* begin Extracted material *

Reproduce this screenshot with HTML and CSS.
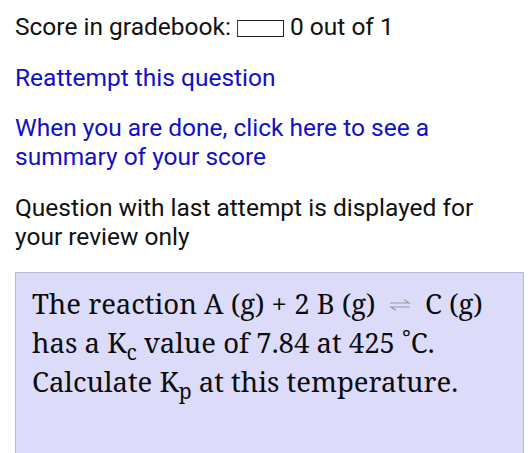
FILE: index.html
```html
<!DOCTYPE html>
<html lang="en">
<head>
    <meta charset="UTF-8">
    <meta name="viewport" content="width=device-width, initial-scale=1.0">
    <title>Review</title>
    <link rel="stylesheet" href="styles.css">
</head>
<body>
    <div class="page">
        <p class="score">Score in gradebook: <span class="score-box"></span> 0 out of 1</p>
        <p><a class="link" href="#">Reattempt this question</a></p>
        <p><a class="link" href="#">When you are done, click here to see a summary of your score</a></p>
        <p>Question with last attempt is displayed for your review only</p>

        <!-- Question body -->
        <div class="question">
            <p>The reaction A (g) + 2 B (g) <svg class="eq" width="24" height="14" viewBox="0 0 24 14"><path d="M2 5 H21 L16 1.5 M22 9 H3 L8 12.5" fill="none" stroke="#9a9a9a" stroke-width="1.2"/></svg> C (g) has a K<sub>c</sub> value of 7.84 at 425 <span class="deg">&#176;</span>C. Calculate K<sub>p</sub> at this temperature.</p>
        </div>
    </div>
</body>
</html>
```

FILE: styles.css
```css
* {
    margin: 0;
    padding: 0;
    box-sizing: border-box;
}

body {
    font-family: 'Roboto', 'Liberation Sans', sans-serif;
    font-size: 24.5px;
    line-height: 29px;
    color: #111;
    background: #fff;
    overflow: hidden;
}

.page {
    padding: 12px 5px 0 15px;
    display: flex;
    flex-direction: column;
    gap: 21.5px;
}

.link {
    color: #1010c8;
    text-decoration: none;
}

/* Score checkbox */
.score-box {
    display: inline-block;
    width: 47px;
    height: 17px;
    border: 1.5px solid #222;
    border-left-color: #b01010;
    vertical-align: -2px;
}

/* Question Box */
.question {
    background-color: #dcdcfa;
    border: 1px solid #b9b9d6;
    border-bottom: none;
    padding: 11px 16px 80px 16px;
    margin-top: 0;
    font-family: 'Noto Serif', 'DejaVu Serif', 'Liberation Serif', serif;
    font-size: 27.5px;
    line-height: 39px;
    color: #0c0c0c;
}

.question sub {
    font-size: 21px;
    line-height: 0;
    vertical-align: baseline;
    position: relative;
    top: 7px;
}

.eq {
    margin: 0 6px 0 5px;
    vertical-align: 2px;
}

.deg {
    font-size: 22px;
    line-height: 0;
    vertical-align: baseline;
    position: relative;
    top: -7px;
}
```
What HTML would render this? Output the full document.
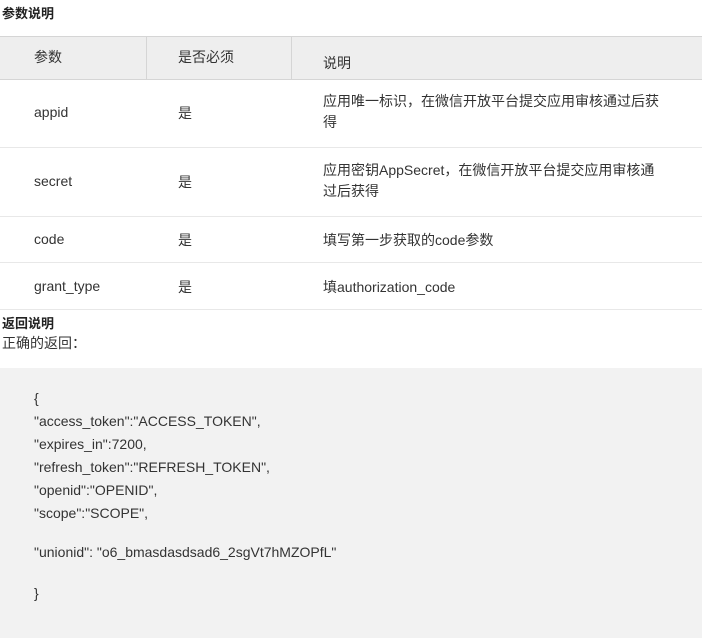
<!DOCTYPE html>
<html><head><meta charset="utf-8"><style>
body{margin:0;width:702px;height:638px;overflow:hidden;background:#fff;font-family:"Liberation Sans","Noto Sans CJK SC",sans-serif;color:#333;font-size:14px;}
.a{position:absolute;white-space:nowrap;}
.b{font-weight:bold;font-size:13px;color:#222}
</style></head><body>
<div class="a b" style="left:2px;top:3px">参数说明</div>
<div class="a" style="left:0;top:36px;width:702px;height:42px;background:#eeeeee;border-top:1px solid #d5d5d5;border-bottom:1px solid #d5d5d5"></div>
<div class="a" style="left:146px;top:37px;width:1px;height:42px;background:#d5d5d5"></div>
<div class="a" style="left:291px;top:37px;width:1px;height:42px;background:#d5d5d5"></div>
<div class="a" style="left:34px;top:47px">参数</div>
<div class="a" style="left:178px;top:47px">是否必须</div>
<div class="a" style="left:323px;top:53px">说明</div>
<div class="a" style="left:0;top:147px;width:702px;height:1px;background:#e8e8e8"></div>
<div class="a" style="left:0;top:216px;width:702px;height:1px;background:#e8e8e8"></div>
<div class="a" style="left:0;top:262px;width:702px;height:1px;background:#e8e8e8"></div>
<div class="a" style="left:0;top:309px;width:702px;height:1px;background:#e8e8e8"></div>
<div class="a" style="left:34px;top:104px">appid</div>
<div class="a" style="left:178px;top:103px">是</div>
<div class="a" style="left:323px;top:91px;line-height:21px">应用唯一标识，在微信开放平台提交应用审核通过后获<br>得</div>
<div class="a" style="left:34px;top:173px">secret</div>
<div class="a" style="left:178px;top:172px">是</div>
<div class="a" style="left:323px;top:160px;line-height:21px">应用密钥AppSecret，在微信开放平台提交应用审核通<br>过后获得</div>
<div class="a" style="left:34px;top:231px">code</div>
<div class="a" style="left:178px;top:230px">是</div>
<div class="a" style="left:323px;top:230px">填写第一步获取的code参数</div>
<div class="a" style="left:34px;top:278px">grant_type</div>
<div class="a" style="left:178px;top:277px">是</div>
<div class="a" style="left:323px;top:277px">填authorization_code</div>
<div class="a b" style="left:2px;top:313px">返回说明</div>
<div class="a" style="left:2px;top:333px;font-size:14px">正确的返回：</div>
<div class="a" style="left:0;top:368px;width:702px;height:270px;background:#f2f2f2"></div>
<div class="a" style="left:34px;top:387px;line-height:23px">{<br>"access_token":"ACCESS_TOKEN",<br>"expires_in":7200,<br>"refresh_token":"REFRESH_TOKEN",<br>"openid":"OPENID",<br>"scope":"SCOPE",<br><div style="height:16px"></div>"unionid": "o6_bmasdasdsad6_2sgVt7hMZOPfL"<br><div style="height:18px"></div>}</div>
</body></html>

* end Extracted material *

■ Exercise prompt ■
Report how many lines in the records above contain the word "with", giving only the number.

■ Exercise answer ■
2